Not only would this network help keep Auckland's rapidly growing population mobile, it would do so in environmentally sound ways. ARTA estimates such a network would save 70 million litres of fuel a year and 233,000 tonnes of greenhouse gases, but also reduce road deaths by 9%.

Investing in small chunks is an inefficient way to meet those long-term goals. Above all, it ignores the reality of Auckland's growth. If the region had happened to be in the US, its rate of expansion over the past 15 years would have ranked it the fifth fastest growing urban area after the likes of Las Vegas and Phoenix.

Growth that brisk requires vision, analysis, decision-making, planning, investment and execution of far greater scale and confidence than regional or central government have ever managed to achieve. And if both are serious about making Auckland a truly great city of the world, or at least the Asia Pacific region, then the demands on them are even greater.

But that's not how the electrification issue is playing out. The regional government prepared an excellent case for the investment, presenting it to Wellington last September. Sound analysis proved the economic and environmental case for electric over diesel power, but the government has been dragging its feet.

The delay is becoming crucial. ARTA is achieving growth of passenger numbers well above the forecasts it produced for its case. As a result, it needs to make decisions soon about new train sets. It will certainly buy some old UK carriages and refurbish them in Dunedin. They will be pulled by diesel locomotives which could be replaced by electric ones.

But the sooner ARTA has the go-ahead on electrification, the better the rolling stock decisions it could make. It could minimise the number of carriages and diesel locomotives it buys and maximise the number of electromotive units, rolling stock with built-in motors. These are the quickest, most efficient form of train, but the waiting list for them is long because they are in strong demand around the world.

While there have been plenty of issues and complexities to work through on electrification, there have been two clear drags on the process. First, Treasury has struggled to develop the analytical skills it needs. It remains stuck in the old narrow cost-benefit models it perfected in the late-1980s and 1990s.

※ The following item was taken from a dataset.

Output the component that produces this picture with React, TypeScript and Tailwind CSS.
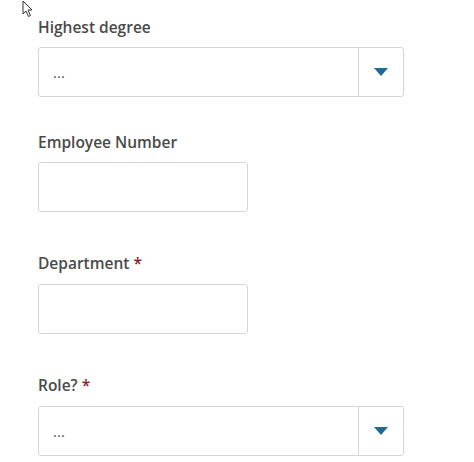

For example, it argued initially that the electrification project should be judged on the basis of a 10-year life and a 10% discount rate. That flew in the face of experience overseas. Rail investments are long-life ones of typically 25-40 years and their cost-benefit ratio calculated on a discount rate of 3%-7%.

In the end, Treasury grudgingly agreed to 25 years and 7%. That was still a high hurdle to clear, but electrification has succeeded in doing so.

But the bigger problem remains. The government keeps loading up policy with the likes of multi-faceted economic, climate, environmental and social objectives. These are worthy in themselves, but Treasury, as a crucial player in the decision-making processes, has very little idea of how to work those issues into the advice it gives to ministers.

Unless Treasury learns those analytical skills quickly, it will make a mockery of the bold policies the government is promising on the likes of climate change, carbon neutrality and renewable energy.

But the other drag is the government itself. It has, for example, played fast and loose with some of the wider environmental and economic criteria it built into the 2003 Land Transport Act. It has found bureaucratic ways to subvert those criteria to tilt the playing-field back towards roads and away from public transport.

On electrification, Finance Minister Michael Cullen has proved very hard to convince of the wisdom of the investment. Perhaps the prime minister's support for electrification in her speech in February may have helped him make up his mind.

That comment, plus some by Transport Minister Annette King, had suggested a decision on electrification was imminent. But now people close to the discussions say the go-ahead won't come until June.

It had better come then - and preferably sooner - or confidence in the government to live up to its self-proclaimed bold economic and environmental agenda will ebb further away.